When my father lost his job as a factory laborer, my mother bore the burden of supporting us with the meager monthly salary of $150 that she made housekeeping. The scarcity of employment opportunities in the country for so many working-class women and men coupled with the pervasive oppression and civic unrest under President Francois Duvalier’s militant regime (1957-1971) and then his son’s Jean-Claude Duvalier (1971-1986) led my father to join the growing exodus of Haitians to America, where the displaced diaspora could earn enough money to support their families back home.
And so, my mother made the fateful trip to visit my father in America that necessitated her to entrust my care to her friend. One afternoon, my mother’s friend accused me of fiddling with the old sewing machine my mother used to perform extra work as a seamstress. My fervent denials did nothing to spare me from a spanking with her belt. The prong from the belt’s buckle struck my eye but she didn’t believe my anguished cries. It wasn’t until the next morning when she saw it, sanguine and swollen shut, that she realized something was terribly wrong. She kept me secluded at home for three days, placating me with saltwater compresses in the futile hope that the swelling would subside. The color partially faded from my iris. By the time I was taken to a doctor, it was too late. Due to internal bleeding for three days, I had lost my vision. Lost, too, was the outgoing, playful child I’d once been. The emotional trauma left me fearful and distrustful of people.
A woman of profound faith, my mother refused to accept my prognosis. In the ensuing days she took me to a slew of doctors for a second opinion. All came back with the same diagnosis. We sojourned in the mountains above Port-au-Prince to attend midnight prayer vigils where she implored God for a miracle. Perhaps wanting to give my desperate mother a bit of hope, one well-intentioned doctor advised her that if she could get me there, maybe a specialist in America could help me to see again.
In many Haitians’ eyes, America represented a promised land where anything was possible. I had dreamed of living here but had not anticipated the harsh reality I would face. I didn’t speak English, nonetheless I understood my thrift-store clothes and physical appearance were the reasons for the laughter and scornful expressions of the kids at school. I also began to understand racism, something I hadn’t dealt with in Haiti because there most everyone bore the skin colors of the warrior foremothers and forefathers who had waged a twelve-year battle against the European empire that held them in bondage to win our freedom.
More disappointment came when none of the American doctors could reverse the damage, and so I spent my formative years as the strange looking Black girl with big glasses and a discolored eye.
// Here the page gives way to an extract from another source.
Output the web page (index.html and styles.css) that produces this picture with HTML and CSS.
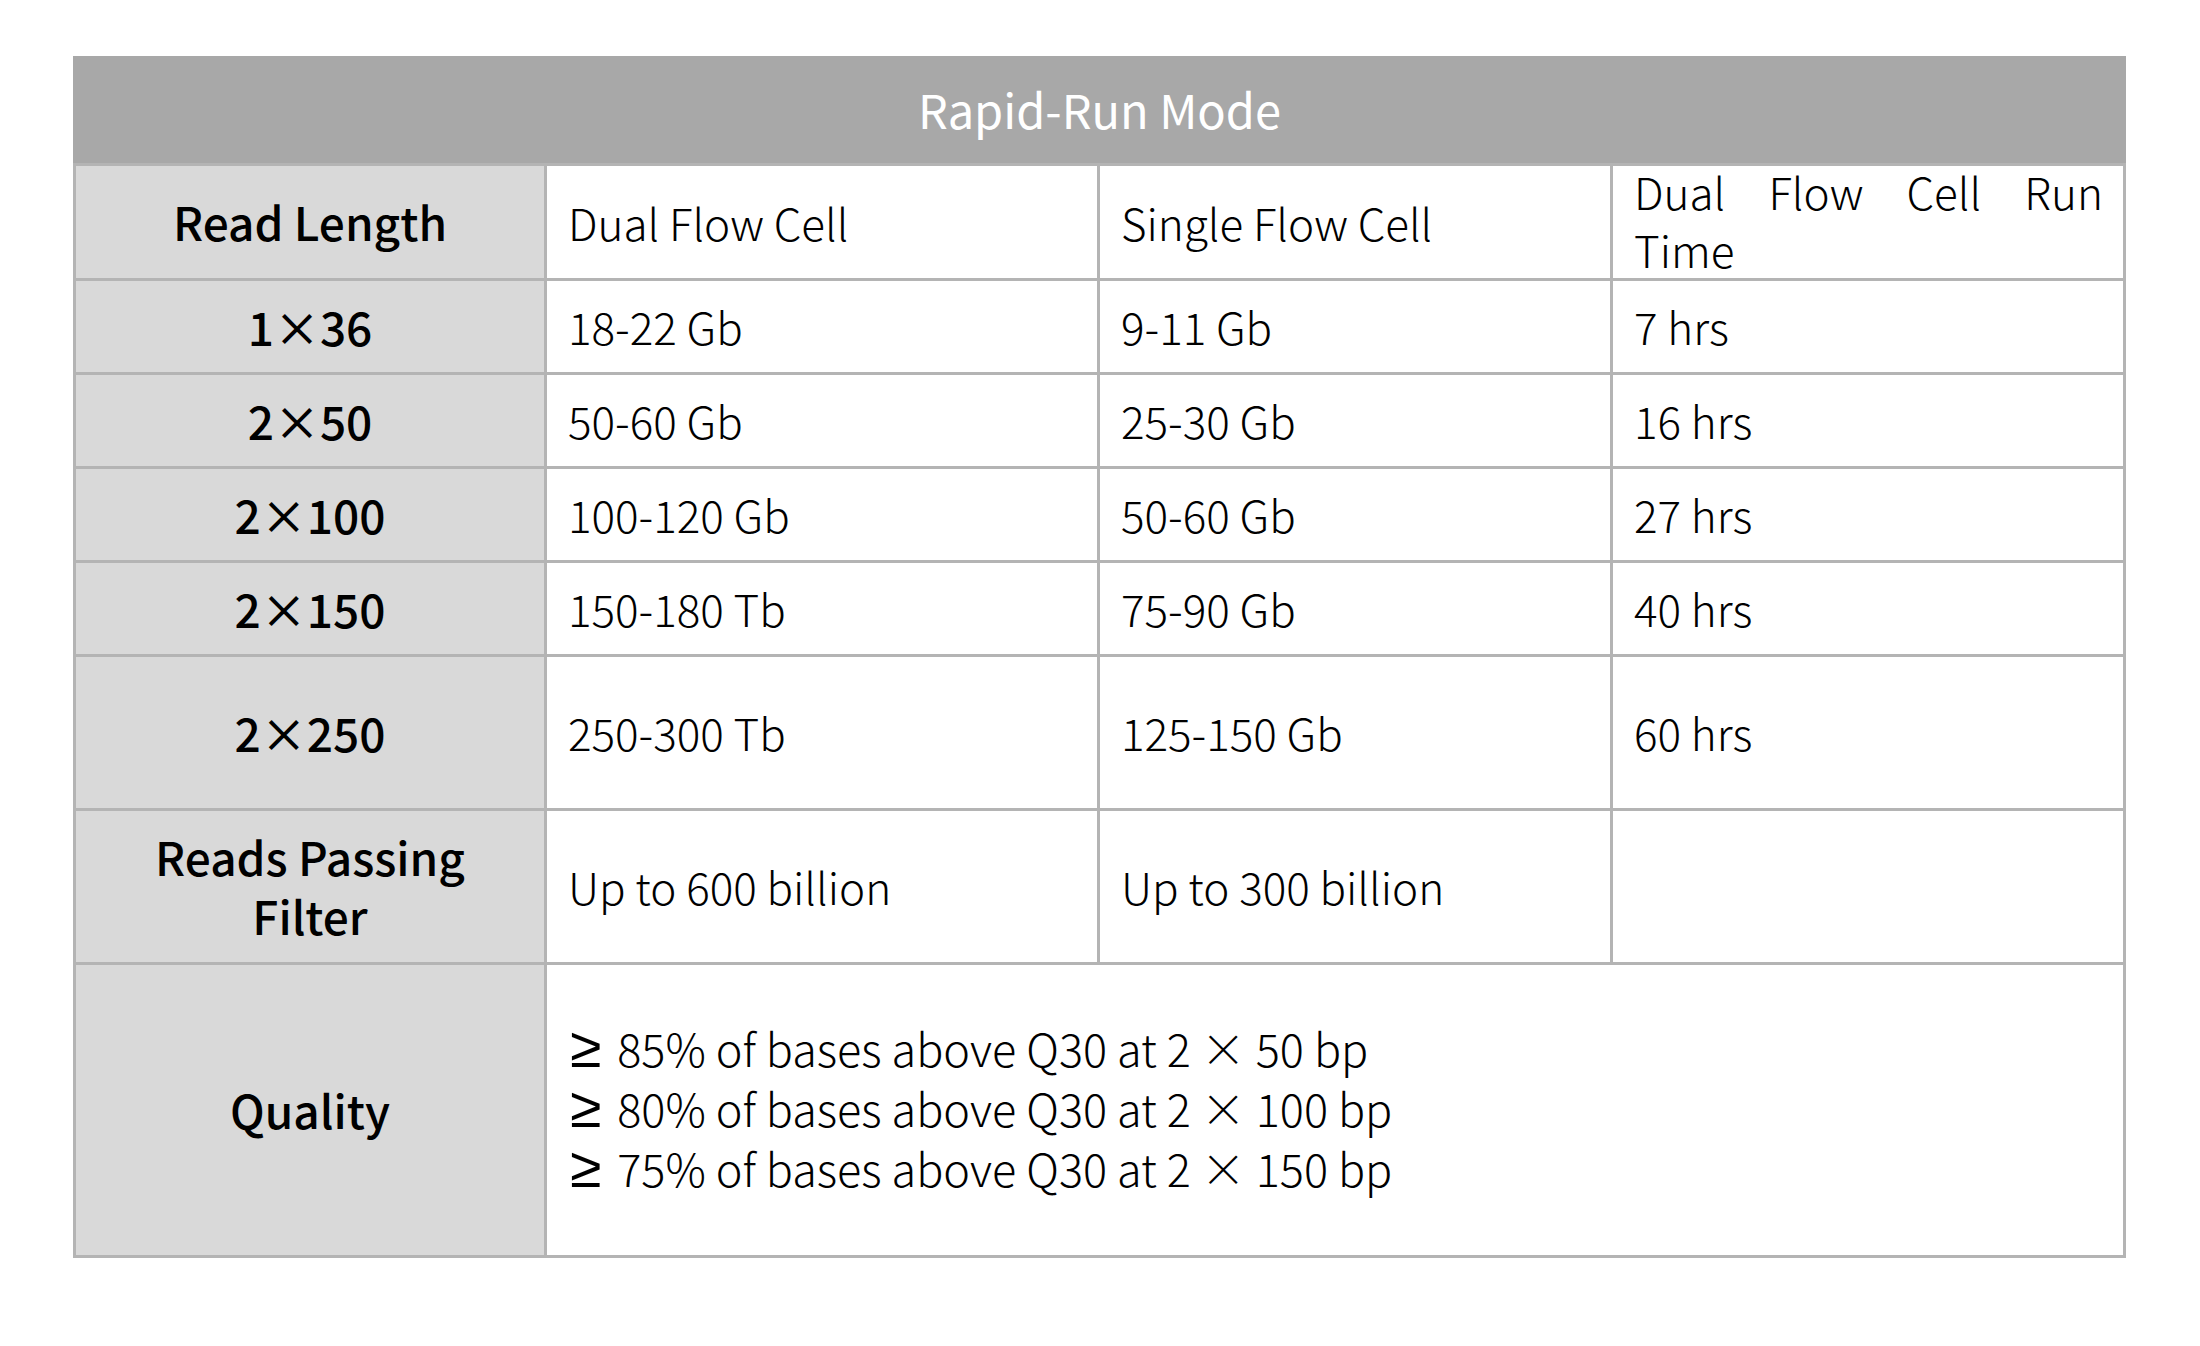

Eventually, severe pain from increasing pressure required enucleation surgery to remove the eye and replace it with a prosthesis; still, the miracle to restore my sight that my mother had always prayed for manifested in a different way. It wasn’t until recently that I came to see that there was a greater purpose in what had happened to me that was beyond me—I was being called to share my story in humble service of anyone seeking a way through struggle.
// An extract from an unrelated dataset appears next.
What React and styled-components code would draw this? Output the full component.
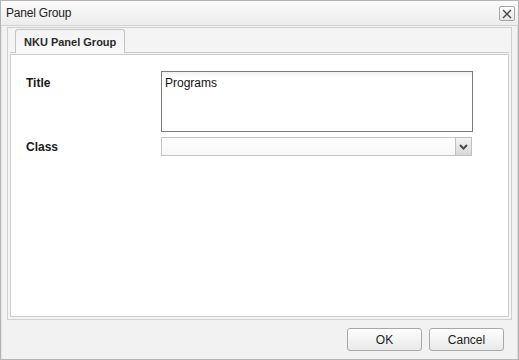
import React from "react";
import styled, { createGlobalStyle } from "styled-components";

const Global = createGlobalStyle`
  html, body { margin: 0; padding: 0; background: #ffffff; }
  body { font-family: "Liberation Sans", Arial, sans-serif; }
  * { box-sizing: border-box; }
`;

const Window = styled.div`
  width: 519px;
  height: 360px;
  border: 1px solid #b4b4b4;
  background: #f2f2f2;
  display: flex;
  flex-direction: column;
  box-shadow: inset 1px 0 0 #e4e4e4, inset -1px 0 0 #dadada;
`;

const TitleBar = styled.div`
  height: 25px;
  flex: none;
  display: flex;
  align-items: center;
  justify-content: space-between;
  padding: 0 3px 0 5px;
  background: linear-gradient(#fbfbfb, #ececec);
  border-bottom: 1px solid #d2d2d2;
`;

const TitleText = styled.span`
  font-size: 12px;
  color: #222;
  letter-spacing: -0.2px;
`;

const CloseButton = styled.button`
  width: 16px;
  height: 15px;
  padding: 0;
  border: 1px solid #a4a4a4;
  border-radius: 2px;
  background: linear-gradient(#ffffff, #e6e6e6);
  display: flex;
  align-items: center;
  justify-content: center;
  margin-top: 1px;
`;

const Panel = styled.div`
  flex: 1;
  margin: 1px 6px 0 6px;
  border: 1px solid #d0d0d0;
  background: #f4f4f4;
  padding: 0 2px 2px 2px;
  display: flex;
  flex-direction: column;
`;

const TabStrip = styled.div`
  height: 25px;
  flex: none;
  display: flex;
  align-items: flex-end;
  padding-left: 5px;
  border-bottom: 1px solid #cbcbcb;
`;

const Tab = styled.div`
  height: 24px;
  margin-bottom: -1px;
  padding: 0 8px;
  display: flex;
  align-items: center;
  border: 1px solid #c2c2c2;
  border-bottom: none;
  border-radius: 3px 3px 0 0;
  background: linear-gradient(#f3f3f3, #f9f9f9);
  font-size: 11px;
  font-weight: bold;
  color: #2a2a2a;
`;

const Content = styled.div`
  flex: 1;
  margin-top: 1px;
  border: 1px solid #cdcdcd;
  background: #ffffff;
  padding: 16px 0 0 15px;
`;

const Form = styled.div`
  display: grid;
  grid-template-columns: 135px 311px;
  row-gap: 5px;
`;

const Label = styled.label`
  font-size: 12px;
  font-weight: bold;
  color: #1a1a1a;
  padding-top: ${(p) => p.$top}px;
`;

const TextArea = styled.div`
  height: 61px;
  border: 1px solid #7b7b7b;
  background: linear-gradient(#f1f1f1, #ffffff 6px);
  padding: 4px 3px;
  font-size: 12px;
  color: #111;
  margin-right: -1px;
`;

const Select = styled.div`
  height: 19px;
  display: flex;
  border: 1px solid #c4c4c4;
  border-right: none;
  background: linear-gradient(#ffffff, #f7f7f7);
`;

const SelectValue = styled.div`
  flex: 1;
`;

const Trigger = styled.div`
  width: 17px;
  margin: -1px 0;
  border: 1px solid #c0c0c0;
  background: linear-gradient(#f4f4f4, #d8d8d8);
  display: flex;
  align-items: center;
  justify-content: center;
`;

const Footer = styled.div`
  height: 39px;
  flex: none;
  display: flex;
  justify-content: flex-end;
  align-items: flex-start;
  gap: 7px;
  padding: 8px 14px 0 0;
`;

const Button = styled.button`
  width: 75px;
  height: 23px;
  border: 1px solid #a8a8a8;
  border-radius: 3px;
  background: linear-gradient(#fefefe, #e9e9e9);
  font-family: "Liberation Sans", Arial, sans-serif;
  font-size: 12px;
  color: #222;
  padding: 0;
`;

export default function App() {
  return (
    <>
      <Global />
      <Window>
        <TitleBar>
          <TitleText>Panel Group</TitleText>
          <CloseButton aria-label="close">
            <svg width="10" height="10" viewBox="0 0 10 10">
              <path d="M1 1 L9 9 M9 1 L1 9" stroke="#444" strokeWidth="1.3" fill="none" />
            </svg>
          </CloseButton>
        </TitleBar>
        <Panel>
          <TabStrip>
            <Tab>NKU Panel Group</Tab>
          </TabStrip>
          <Content>
            <Form>
              <Label $top={5}>Title</Label>
              <TextArea>Programs</TextArea>
              <Label $top={3}>Class</Label>
              <Select>
                <SelectValue />
                <Trigger>
                  <svg width="9" height="6" viewBox="0 0 9 6">
                    <path d="M1 1 L4.5 4.5 L8 1" stroke="#4a4a4a" strokeWidth="2" fill="none" />
                  </svg>
                </Trigger>
              </Select>
            </Form>
          </Content>
        </Panel>
        <Footer>
          <Button>OK</Button>
          <Button>Cancel</Button>
        </Footer>
      </Window>
    </>
  );
}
I’d learned to navigate an unfamiliar world and endure ostracization because of my affliction and ethnicity. I’d refused to accept the existence of higher education as a privilege instead of as a right, and secured a college degree that would serve as the launch pad for my career in publicity. The obstacles persisted, but so did I. I was passed over for a promotion after it was mistakenly assumed I ignored the presence of colleagues due to an impersonable nature. In truth, a consequence of my partial blindness was I couldn’t always see them. Being perceived as weak made this an especially challenging revelation to share with my boss. I never used it as a crutch and assured her I would make the added effort to be more mindful. That dedication paid off with a 22-year career that led to my current role as Vice President, Communications at NBCUniversal, but it was my prayers to God that helped me to persevere as I kicked down doors and made moves to become one of the few Black women P.R. executives in the entertainment industry. Although my beginning was marked by tribulation, my life is about triumph.
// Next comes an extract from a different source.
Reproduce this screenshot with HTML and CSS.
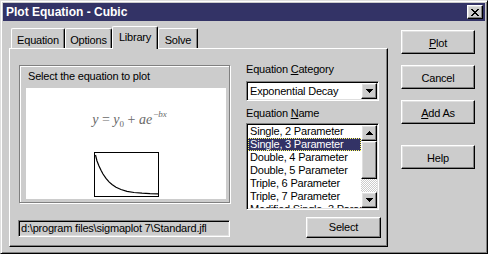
FILE: index.html
```html
<!DOCTYPE html>
<html>
<head>
<meta charset="utf-8">
<link rel="stylesheet" href="styles.css">
</head>
<body>
<div class="window">
  <div class="titlebar">
    <span class="title">Plot Equation - Cubic</span>
    <div class="close raised">
      <svg width="8" height="7" viewBox="0 0 8 7"><path d="M0 0h2v1H0zM6 0h2v1H6zM1 1h2v1H1zM5 1h2v1H5zM2 2h4v1H2zM3 3h2v1H3zM2 4h4v1H2zM1 5h2v1H1zM5 5h2v1H5zM0 6h2v1H0zM6 6h2v1H6z" fill="#000"/></svg>
    </div>
  </div>
  <div class="main">
    <div class="tabs-area">
      <div class="tabstrip">
        <div class="tab t-eq">Equation</div>
        <div class="tab t-opt">Options</div>
        <div class="tab t-lib active">Library</div>
        <div class="tab t-solve">Solve</div>
      </div>
      <div class="panel">
        <div class="left-col">
          <div class="frame">
            <div class="frame-label">Select the equation to plot</div>
            <div class="preview">
              <div class="formula"><i>y</i> = <i>y</i><span class="sub">0</span> + <i>ae</i><span class="sup">−<i>bx</i></span></div>
              <svg class="graph" width="65" height="45" viewBox="0 0 65 45">
                <rect x="0.5" y="0.5" width="64" height="44" fill="#fff" stroke="#000"/>
                <path d="M1.5 3 L3 9 L5 14 L7 18.3 L9 22 L12 26.4 L15 29.9 L18 32.5 L22 35.2 L27 37.5 L33 39.3 L40 40.5 L48 41.2 L56 41.6 L64 41.8" fill="none" stroke="#000" stroke-width="1.2"/>
              </svg>
            </div>
          </div>
          <div class="path-edit sunken">d:\program files\sigmaplot 7\Standard.jfl</div>
        </div>
        <div class="right-col">
          <div class="label cat">Equation <u>C</u>ategory</div>
          <div class="combo sunken">
            <span class="combo-text">Exponential Decay</span>
            <div class="drop-btn raised">
              <svg width="7" height="4" viewBox="0 0 7 4"><path d="M0 0h7v1H0zM1 1h5v1H1zM2 2h3v1H2zM3 3h1v1H3z" fill="#000"/></svg>
            </div>
          </div>
          <div class="label name">Equation <u>N</u>ame</div>
          <div class="listbox sunken">
            <div class="items">
              <div class="item">Single, 2 Parameter</div>
              <div class="item sel">Single, 3 Parameter</div>
              <div class="item">Double, 4 Parameter</div>
              <div class="item">Double, 5 Parameter</div>
              <div class="item">Triple, 6 Parameter</div>
              <div class="item">Triple, 7 Parameter</div>
              <div class="item">Modified Single, 3 Parameter</div>
            </div>
            <div class="scrollbar">
              <div class="sb-btn raised">
                <svg width="7" height="4" viewBox="0 0 7 4"><path d="M3 0h1v1H3zM2 1h3v1H2zM1 2h5v1H1zM0 3h7v1H0z" fill="#000"/></svg>
              </div>
              <div class="sb-thumb raised"></div>
              <div class="sb-track"></div>
              <div class="sb-btn raised">
                <svg width="7" height="4" viewBox="0 0 7 4"><path d="M0 0h7v1H0zM1 1h5v1H1zM2 2h3v1H2zM3 3h1v1H3z" fill="#000"/></svg>
              </div>
            </div>
          </div>
          <div class="btn select-btn raised">Select</div>
        </div>
      </div>
    </div>
    <div class="buttons">
      <div class="btn wbtn raised"><u>P</u>lot</div>
      <div class="btn wbtn raised">Cancel</div>
      <div class="btn wbtn raised"><u>A</u>dd As</div>
      <div class="btn wbtn help raised">Help</div>
    </div>
  </div>
</div>
</body>
</html>
```

FILE: styles.css
```css
html, body {
  margin: 0;
  padding: 0;
  background: #cccccc;
}

body {
  font-family: "Liberation Sans", Arial, sans-serif;
  font-size: 11px;
  letter-spacing: -0.2px;
  color: #000;
}

.window {
  width: 488px;
  height: 254px;
  box-sizing: border-box;
  border: 1px solid;
  border-color: #dfdfdf #000 #000 #dfdfdf;
  box-shadow: inset 1px 1px #fff, inset -1px -1px #808080;
  padding: 2px;
  background: #cccccc;
  display: flex;
  flex-direction: column;
}

.raised {
  background: #cccccc;
  box-sizing: border-box;
  border: 1px solid;
  border-color: #fff #000 #000 #fff;
  box-shadow: inset -1px -1px #808080, inset 1px 1px #dfdfdf;
}

.sunken {
  box-sizing: border-box;
  border: 1px solid;
  border-color: #808080 #fff #fff #808080;
  box-shadow: inset 1px 1px #000, inset -1px -1px #dfdfdf;
}

.titlebar {
  height: 18px;
  flex: none;
  background: #333366;
  color: #fff;
  display: flex;
  align-items: center;
  justify-content: space-between;
  padding: 0 2px 0 3px;
}

.title {
  font-weight: bold;
  font-size: 12px;
  letter-spacing: 0;
  line-height: 18px;
  white-space: nowrap;
}

.close {
  width: 16px;
  height: 14px;
  display: flex;
  align-items: center;
  justify-content: center;
}

.close svg {
  display: block;
}

.main {
  display: flex;
  flex: 1;
}

.tabs-area {
  margin: 5px 0 0 6px;
  display: flex;
  flex-direction: column;
}

.tabstrip {
  height: 22px;
  display: flex;
  align-items: flex-end;
  padding-left: 2px;
}

.tab {
  height: 20px;
  box-sizing: border-box;
  border-top: 1px solid #fff;
  border-left: 1px solid #fff;
  border-right: 1px solid #000;
  box-shadow: inset -1px 0 #808080;
  border-radius: 2px 2px 0 0;
  padding-top: 5px;
  line-height: 13px;
  text-align: center;
  white-space: nowrap;
}

.t-eq { width: 54px; }
.t-opt { width: 47px; }
.t-lib { width: 46px; }
.t-solve { width: 40px; }

.tab.active {
  height: 23px;
  margin-bottom: -1px;
  position: relative;
  z-index: 1;
  background: #cccccc;
  padding-top: 4px;
}

.panel {
  width: 379px;
  height: 199px;
  box-sizing: border-box;
  border: 1px solid;
  border-color: #fff #000 #000 #fff;
  box-shadow: inset -1px -1px #808080;
  display: flex;
}

.left-col {
  margin-left: 9px;
  padding-top: 16px;
  display: flex;
  flex-direction: column;
}

.frame {
  width: 211px;
  height: 138px;
  box-sizing: border-box;
  border: 1px solid #808080;
  box-shadow: inset 1px 1px #fff, 1px 1px #fff;
  padding: 0 3px 0 6px;
}

.frame-label {
  height: 22px;
  box-sizing: border-box;
  padding: 4px 0 0 2px;
  line-height: 13px;
  white-space: nowrap;
}

.preview {
  width: 200px;
  height: 111px;
  background: #fff;
  display: flex;
  flex-direction: column;
  align-items: center;
}

.formula {
  margin-top: 24px;
  height: 16px;
  line-height: 16px;
  padding-left: 7px;
  font-family: "Liberation Serif", "Times New Roman", serif;
  font-size: 14px;
  letter-spacing: 0;
  color: #6a6a6a;
  white-space: nowrap;
}

.sub {
  font-size: 9px;
  vertical-align: -3px;
  line-height: 0;
}

.sup {
  font-size: 9px;
  vertical-align: 7px;
  line-height: 0;
  margin-left: 1px;
}

.graph {
  display: block;
  margin-top: 24px;
}

.path-edit {
  margin: 17px 0 0 -1px;
  width: 212px;
  height: 17px;
  padding: 0 0 0 2px;
  line-height: 14px;
  white-space: nowrap;
  overflow: hidden;
  background: #cccccc;
}

.right-col {
  margin-left: 16px;
  width: 133px;
  display: flex;
  flex-direction: column;
}

.label {
  line-height: 13px;
  white-space: nowrap;
}

.label.cat { margin-top: 14px; }
.label.name { margin-top: 6px; }

.combo {
  margin-top: 5px;
  height: 20px;
  background: #fff;
  display: flex;
  padding: 1px;
}

.combo-text {
  flex: 1;
  line-height: 16px;
  padding-left: 2px;
  white-space: nowrap;
}

.drop-btn {
  width: 16px;
  height: 16px;
  display: flex;
  align-items: center;
  justify-content: center;
}

.drop-btn svg, .sb-btn svg {
  display: block;
}

.listbox {
  margin-top: 3px;
  height: 87px;
  background: #fff;
  display: flex;
  padding: 1px;
}

.items {
  flex: 1;
  overflow: hidden;
}

.item {
  height: 13px;
  line-height: 13px;
  padding-left: 2px;
  white-space: nowrap;
  box-sizing: border-box;
}

.item.sel {
  background: #333366;
  color: #fff;
  outline: 1px dotted #ffff66;
  outline-offset: -1px;
}

.scrollbar {
  width: 16px;
  display: flex;
  flex-direction: column;
}

.sb-btn {
  height: 16px;
  display: flex;
  align-items: center;
  justify-content: center;
}

.sb-thumb {
  height: 38px;
}

.sb-track {
  flex: 1;
  background-color: #fff;
  background-image: repeating-conic-gradient(#cccccc 0 25%, #fff 0 50%);
  background-size: 2px 2px;
}

.btn {
  text-align: center;
  line-height: 13px;
  white-space: nowrap;
}

.select-btn {
  margin-top: 7px;
  align-self: flex-end;
  margin-right: -2px;
  width: 75px;
  height: 21px;
  padding-top: 3px;
}

.buttons {
  margin-left: 13px;
  padding-top: 9px;
  display: flex;
  flex-direction: column;
}

.wbtn {
  width: 74px;
  height: 24px;
  padding-top: 6px;
}

.wbtn + .wbtn { margin-top: 11px; }
.wbtn.help { margin-top: 21px; }
```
If you’ve had to endure with a part of yourself missing, I am you. If you left your homeland and everything you’ve known in search of the American dream, I am you. If you were made to feel that you wouldn’t amount to anything because those around you saw only what you lacked instead of the God-given gifts you had to offer, I am you. I offer myself as testament of what is possible when you let nothing stop you from going after whatever it is that calls out to your heart – even when all odds are against you.
For your circumstances do not dictate who you become in this world—you do.